Flexible Versus Rigid Systems
Pavement engineering primarily uses two structural philosophies to manage traffic loads: flexible and rigid systems. These two types are distinguished by the materials used in the surface layer and how they internally manage and distribute the applied forces. The choice between them depends heavily on expected traffic volume, climate conditions, and initial construction costs.
Flexible Pavements
Flexible pavements, most commonly constructed using asphalt concrete, distribute load through a layered system of granular material contact. Stress is absorbed and dissipated layer by layer, diminishing as it moves downward. The structure exhibits viscoelastic behavior, temporarily deflecting under the load and then largely returning to its original position. This inherent flexibility allows the pavement to tolerate minor movements in the subgrade without immediate fracture.
However, asphalt is susceptible to permanent deformation, such as rutting, especially under high temperatures or heavy loads. The material’s stiffness is highly sensitive to temperature changes, becoming brittle in cold weather and too soft in extreme heat. The design life for flexible pavements is often around 20 years, necessitating more frequent rehabilitation cycles.
Rigid Pavements
Rigid pavements utilize Portland cement concrete slabs, which behave more like a beam spanning over the subgrade. Load is distributed through this slab action, where the material’s high flexural strength allows it to bridge over minor areas of subgrade weakness. This structural action spreads the load over a very wide area, resulting in much lower stress being transferred to the underlying foundation. Joints are intentionally introduced in the concrete to control cracking caused by temperature and moisture changes.

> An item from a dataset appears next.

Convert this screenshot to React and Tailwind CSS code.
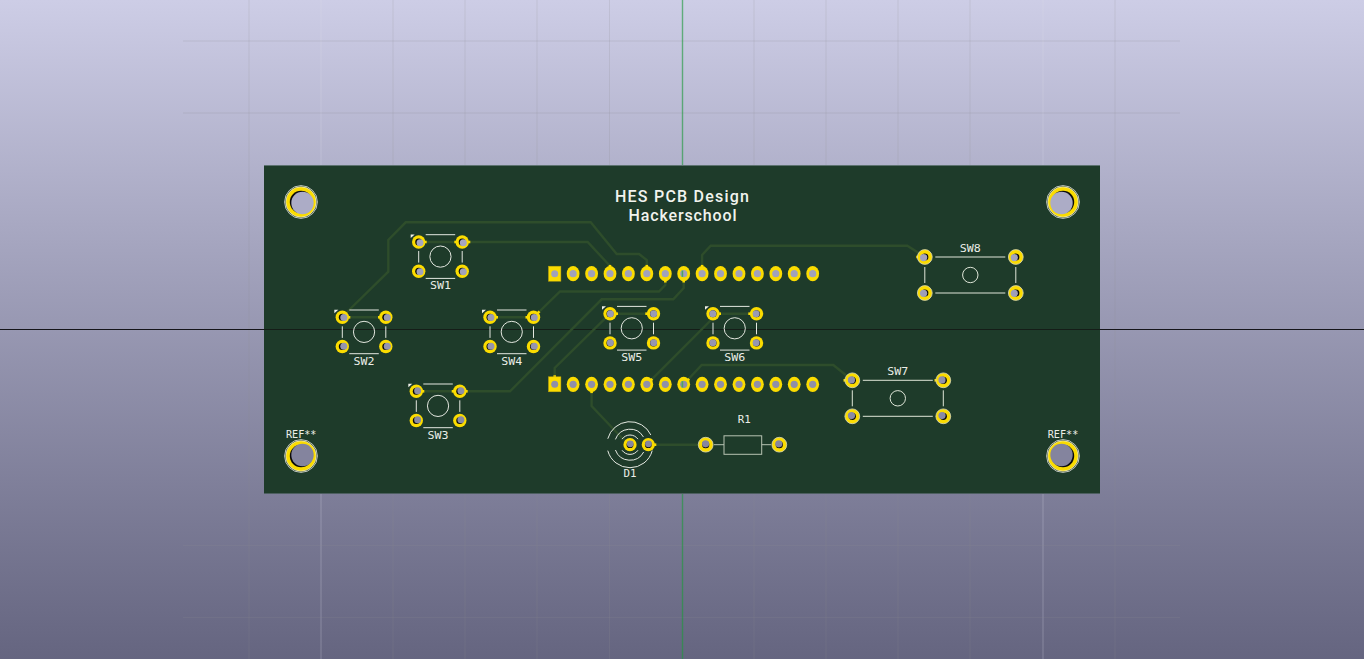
import React from "react";

const pinXs = [554.7, 573.1, 591.6, 610, 628.4, 646.8, 665.3, 683.7, 702.1, 720.5, 739, 757.4, 775.8, 794.2, 812.7];
const YELLOW = "#fbdc00";

function holeColor(y) {
  const t = y / 659;
  const v = Math.round(204 - 104 * t);
  return `rgb(${v},${v},${v + 26})`;
}

const verticals = [249, 393, 465, 537, 609.5, 754, 826, 898, 970, 1115];
const majors = [321, 1043];
const horizontals = [41, 113, 545.5, 617.5];

const tracks = [
  "M345 314L388.3 271.7V240L405.7 222.3H590.7L616.7 254H639L646.8 260V273.7",
  "M418.7 242H587.7L610 266V273.7",
  "M342.3 317.3H386",
  "M490 317.3H533.5L560 291.5H659L665.3 285V273.7",
  "M416.3 391.3H510L601.7 299.3H673.3L683.7 288V273.7",
  "M554.7 384.3V368L610 313.7H653.3",
  "M646.8 384.3L713 318V313.7H756.3",
  "M702.1 273.7V255L710.7 245.7H907.3L925 257",
  "M683.7 384.3L701.7 365H833.3L852.3 380.3",
  "M591.6 384.3V406L620 436L630 444.7",
  "M648.3 444.7H705.7",
];

const nubs = [
  [418.7, 242, 8, 0], [462.3, 242, -8, 0], [462.3, 242, 8, 0],
  [342.3, 317.3, 8, 0], [386, 317.3, -8, 0],
  [490, 317.3, 8, 0], [533.5, 317.3, -8, 0], [533.5, 317.3, 6, -6],
  [416.3, 391.3, 8, 0], [459.7, 391.3, -8, 0], [459.7, 391.3, 8, 0],
  [610, 313.7, 8, 0], [653.3, 313.7, -8, 0], [713, 313.7, 8, 0], [756.3, 313.7, -8, 0],
  [610, 273.7, 0, -8.8], [646.8, 273.7, 0, -8.8], [665.3, 273.7, 0, 8.8], [683.7, 273.7, 0, 8.8], [702.1, 273.7, 0, -8.8],
  [554.7, 384.3, 0, -9], [591.6, 384.3, 0, 8.8], [646.8, 384.3, 5.5, -5.5], [683.7, 384.3, 5.5, -5.5],
  [925, 257, -8.8, 0], [852.3, 380.3, -8.8, 0], [943.3, 380.3, -8.8, 0], [648.3, 444.7, 8, 0],
];

function Hole({ x, y, r }) {
  const ox = Math.max(-1.5, Math.min(1.5, (682 - x) * 0.005));
  const oy = Math.max(-1.2, Math.min(1.2, (329.5 - y) * 0.008));
  return (
    <g>
      <circle cx={x} cy={y} r={r} fill="#0b0b0b" />
      <circle cx={x + ox} cy={y + oy} r={r} fill={holeColor(y)} />
    </g>
  );
}

function Pad({ x, y, r = 6.7, hole = 3.5, edge }) {
  return (
    <g>
      <circle cx={x} cy={y} r={r} fill={YELLOW} stroke={edge || "none"} strokeWidth={edge ? 0.8 : 0} />
      <Hole x={x} y={y} r={hole} />
    </g>
  );
}

function PinRow({ y }) {
  return (
    <g>
      {pinXs.map((x, i) =>
        i === 0 ? (
          <g key={x}>
            <rect x={x - 6.2} y={y - 7.5} width={12.4} height={15} fill={YELLOW} stroke="#c4a80c" strokeWidth="0.5" />
            <circle cx={x} cy={y} r={3.5} fill={holeColor(y)} />
          </g>
        ) : (
          <g key={x}>
            <ellipse cx={x} cy={y} rx={6.4} ry={7.6} fill={YELLOW} />
            <circle cx={x} cy={y} r={3.6} fill={holeColor(y)} />
            {x === 683.7 && <rect x={681.6} y={y - 3.2} width={1.6} height={6.4} fill="#4da55f" />}
          </g>
        )
      )}
    </g>
  );
}

function Mount({ x, y }) {
  return (
    <g>
      <circle cx={x} cy={y} r={16.4} fill="none" stroke="#e8e8e4" strokeWidth="0.8" />
      <circle cx={x} cy={y} r={15.2} fill={YELLOW} stroke="#f2f2e6" strokeWidth="0.6" />
      <Hole x={x} y={y} r={11.2} />
    </g>
  );
}

function Tact({ x, y, label }) {
  const w = 43.5;
  const h = 29.2;
  const cx = x + w / 2;
  const cy = y + h / 2;
  return (
    <g>
      <g stroke="#e4e8e0" strokeWidth="1" fill="none">
        <path d={`M${x + 7} ${y - 7.3}H${x + 36.5}`} />
        <path d={`M${x + 7} ${y + h + 7.2}H${x + 36.5}`} />
        <path d={`M${x} ${y + 9}V${y + 20.6}`} />
        <path d={`M${x + w} ${y + 9}V${y + 20.6}`} />
        <circle cx={cx} cy={cy} r={10.6} />
      </g>
      <polygon points={`${x - 8},${y - 7.5} ${x - 4},${y - 7.5} ${x - 8},${y - 4}`} fill="#f0f0ea" />
      <Pad x={x} y={y} />
      <Pad x={x + w} y={y} />
      <Pad x={x} y={y + h} />
      <Pad x={x + w} y={y + h} />
      <Label x={cx} y={y + h + 18} w={21}>{label}</Label>
    </g>
  );
}

function Wide({ x, y, label }) {
  const w = 91;
  const h = 36;
  const cx = x + w / 2;
  return (
    <g>
      <g stroke="#dfe6d8" strokeWidth="1" fill="none">
        <path d={`M${x + 10.5} ${y}H${x + 80.5}`} />
        <path d={`M${x + 10.5} ${y + h}H${x + 80.5}`} />
        <path d={`M${x} ${y + 10}V${y + 26}`} />
        <path d={`M${x + w} ${y + 10}V${y + 26}`} />
        <circle cx={cx} cy={y + 18} r={7.7} />
      </g>
      <Pad x={x} y={y} r={7.4} hole={3.6} edge="#d8d8b8" />
      <Pad x={x + w} y={y} r={7.4} hole={3.6} edge="#d8d8b8" />
      <Pad x={x} y={y + h} r={7.4} hole={3.6} edge="#d8d8b8" />
      <Pad x={x + w} y={y + h} r={7.4} hole={3.6} edge="#d8d8b8" />
      <Label x={cx} y={y - 5.3} w={21}>{label}</Label>
    </g>
  );
}

function Label({ x, y, w, children }) {
  return (
    <text
      x={x}
      y={y}
      textAnchor="middle"
      textLength={w}
      lengthAdjust="spacingAndGlyphs"
      fill="#eceee8"
      className="font-['DejaVu_Sans_Mono',monospace] text-[11px]"
    >
      {children}
    </text>
  );
}

function arc(r, a0, a1) {
  const p = (a) => [630 + r * Math.cos((a * Math.PI) / 180), 444.7 + r * Math.sin((a * Math.PI) / 180)];
  const [x0, y0] = p(a0);
  const [x1, y1] = p(a1);
  return `M${x0.toFixed(2)} ${y0.toFixed(2)}A${r} ${r} 0 ${Math.abs(a1 - a0) > 180 ? 1 : 0} 1 ${x1.toFixed(2)} ${y1.toFixed(2)}`;
}

export default function App() {
  return (
    <div className="relative flex h-[659px] w-full items-center justify-center overflow-hidden bg-gradient-to-b from-[#cdcde6] to-[#656580]">
      <svg className="absolute inset-0 h-full w-full" viewBox="0 0 1364 659" aria-hidden="true">
        {verticals.map((x) => (
          <path key={x} d={`M${x} 0V659`} stroke="#8a8a90" strokeOpacity="0.2" strokeWidth="1" />
        ))}
        {majors.map((x) => (
          <path key={x} d={`M${x} 0V659`} stroke="#dcdcec" strokeOpacity="0.22" strokeWidth="1.3" />
        ))}
        {horizontals.map((y) => (
          <path key={y} d={`M183 ${y}H1180`} stroke="#8a8a90" strokeOpacity="0.22" strokeWidth="1" />
        ))}
        <path d="M682.5 0V659" stroke="#1f9a3c" strokeOpacity="0.62" strokeWidth="1.4" />
        <path d="M0 329.5H1364" stroke="#15151a" strokeWidth="1" />
      </svg>

      <div className="relative h-[327px] w-[836px] bg-[#1e3b2a] shadow-[0_-1px_0_#5d7270,0_1px_0_#4d5f60]">
        <svg className="absolute inset-0 h-full w-full" viewBox="264 166 836 327">
          <path d="M264 329.5H1100" stroke="#141a16" strokeWidth="0.9" />
          <g fill="none" stroke="#2e4d2b" strokeWidth="2.4" strokeLinejoin="miter">
            {tracks.map((d) => (
              <path key={d} d={d} />
            ))}
          </g>
          <g stroke={YELLOW} strokeWidth="2.6">
            {nubs.map(([x, y, dx, dy]) => (
              <path key={`${x}-${y}-${dx}-${dy}`} d={`M${x} ${y}l${dx} ${dy}`} />
            ))}
          </g>

          <Mount x={301} y={202} />
          <Mount x={1063} y={202} />
          <Mount x={301} y={456} />
          <Mount x={1063} y={456} />

          <text
            x={682}
            y={202.3}
            textAnchor="middle"
            textLength={134}
            fill="#f1f3ee"
            className="font-['Roboto',sans-serif] text-[16px] font-medium"
          >
            HES PCB Design
          </text>
          <text
            x={682.5}
            y={221}
            textAnchor="middle"
            textLength={108}
            fill="#f1f3ee"
            className="font-['Roboto',sans-serif] text-[16px] font-medium"
          >
            Hackerschool
          </text>
          <Label x={301.2} y={437.7} w={30.5}>REF**</Label>
          <Label x={1063} y={437.7} w={30.5}>REF**</Label>

          <Tact x={418.7} y={242} label="SW1" />
          <Tact x={342.3} y={317.3} label="SW2" />
          <Tact x={416.3} y={391.3} label="SW3" />
          <Tact x={490} y={317.3} label="SW4" />
          <Tact x={610} y={313.7} label="SW5" />
          <Tact x={713} y={313.7} label="SW6" />

          <Wide x={852.3} y={380.3} label="SW7" />
          <Wide x={924.8} y={257} label="SW8" />

          <PinRow y={273.7} />
          <PinRow y={384.3} />

          <g fill="none" stroke="#e6eae2" strokeWidth="1">
            <path d={arc(23, 15, 165)} />
            <path d={arc(23, 195, 335)} />
            <path d={arc(15.5, 28, 160)} />
            <path d={arc(15.5, 200, 330)} />
            <path d={arc(9.7, 35, 145)} />
            <path d={arc(9.7, 215, 325)} />
          </g>
          <Pad x={630} y={444.7} r={6.6} hole={3.4} />
          <Pad x={648.3} y={444.7} r={6.6} hole={3.4} />
          <Label x={630} y={477} w={13}>D1</Label>

          <g fill="none" stroke="#b7c3b2" strokeWidth="1">
            <rect x={724} y={435.8} width={37.7} height={18.5} />
            <path d="M714 444.7H724M761.7 444.7H771" />
          </g>
          <Pad x={705.7} y={444.7} r={7.4} hole={3.6} edge="#d8d8b8" />
          <Pad x={779.3} y={444.7} r={7.4} hole={3.6} edge="#d8d8b8" />
          <Label x={744.3} y={423.3} w={13}>R1</Label>
        </svg>
      </div>
    </div>
  );
}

These joints require load transfer devices, such as steel dowel bars, to ensure traffic forces are shared between adjacent slabs. Rigid pavements typically have a much higher initial construction cost but offer a significantly longer service life, often exceeding 30 to 40 years. Primary distresses involve failure at the joints or cracking of the slabs, which requires precise joint sealing and patching.
The Layered Structure
Regardless of whether the pavement is flexible or rigid, the system is constructed in a hierarchy of layers, each with a specific function to reduce stress on the layer below it.
Subgrade
The entire structure begins with the subgrade, which is the prepared native soil or engineered fill upon which the pavement rests. The subgrade is the ultimate foundation for the road, and its load-bearing capacity dictates the required thickness and strength of all overlying layers. Engineers compact the subgrade to a specified density to maximize its strength and minimize future settlement.
Base Course
Placed directly above the subgrade is the base course, which serves as the primary structural layer responsible for distributing the heaviest portion of the traffic load. This layer is typically composed of high-quality, dense-graded granular materials like crushed stone or stabilized aggregate. The base course must be strong enough to withstand compressive stresses and provide drainage to prevent water from collecting and weakening the subgrade. In some designs, a sub-base layer is placed between the base and subgrade to further enhance drainage.
Surface Course
The topmost layer is the surface course, also known as the wearing course, which is the material that directly contacts vehicle tires. Its primary function is to provide the required surface characteristics, including resistance to abrasion, adequate skid resistance, and smoothness for comfortable travel. Furthermore, the surface layer acts as an impermeable seal, preventing surface water from infiltrating the lower structural layers. The surface course is constructed from the highest-quality materials because it sustains the highest traffic-induced stresses and environmental exposure.
Maintaining Roadway Longevity
Pavement systems are subject to continuous degradation from repeated traffic loading and environmental factors like temperature cycles and moisture infiltration. Traffic-induced fatigue causes cracking patterns, such as the interconnected “alligator” cracking in flexible pavements, which signifies structural failure. Other common failures include rutting, the permanent depression in the wheel path caused by the plastic flow of asphalt material under load.
A variety of maintenance techniques are employed to address these failures and extend the useful life of the roadway. Simple surface failures like potholes are corrected through localized patching. For more widespread surface distress, engineers often apply an asphalt overlay, a new layer of surface material that restores ride quality and seals the pavement.
In rigid pavements, the most frequent maintenance involves sealing the joints and cracks to prevent water from eroding the supporting subgrade. When the underlying structure is sound but the surface has worn down, surface milling and resurfacing is used to remove the old surface and replace it with a fresh layer. These proactive maintenance actions are far more cost-effective than full pavement reconstruction.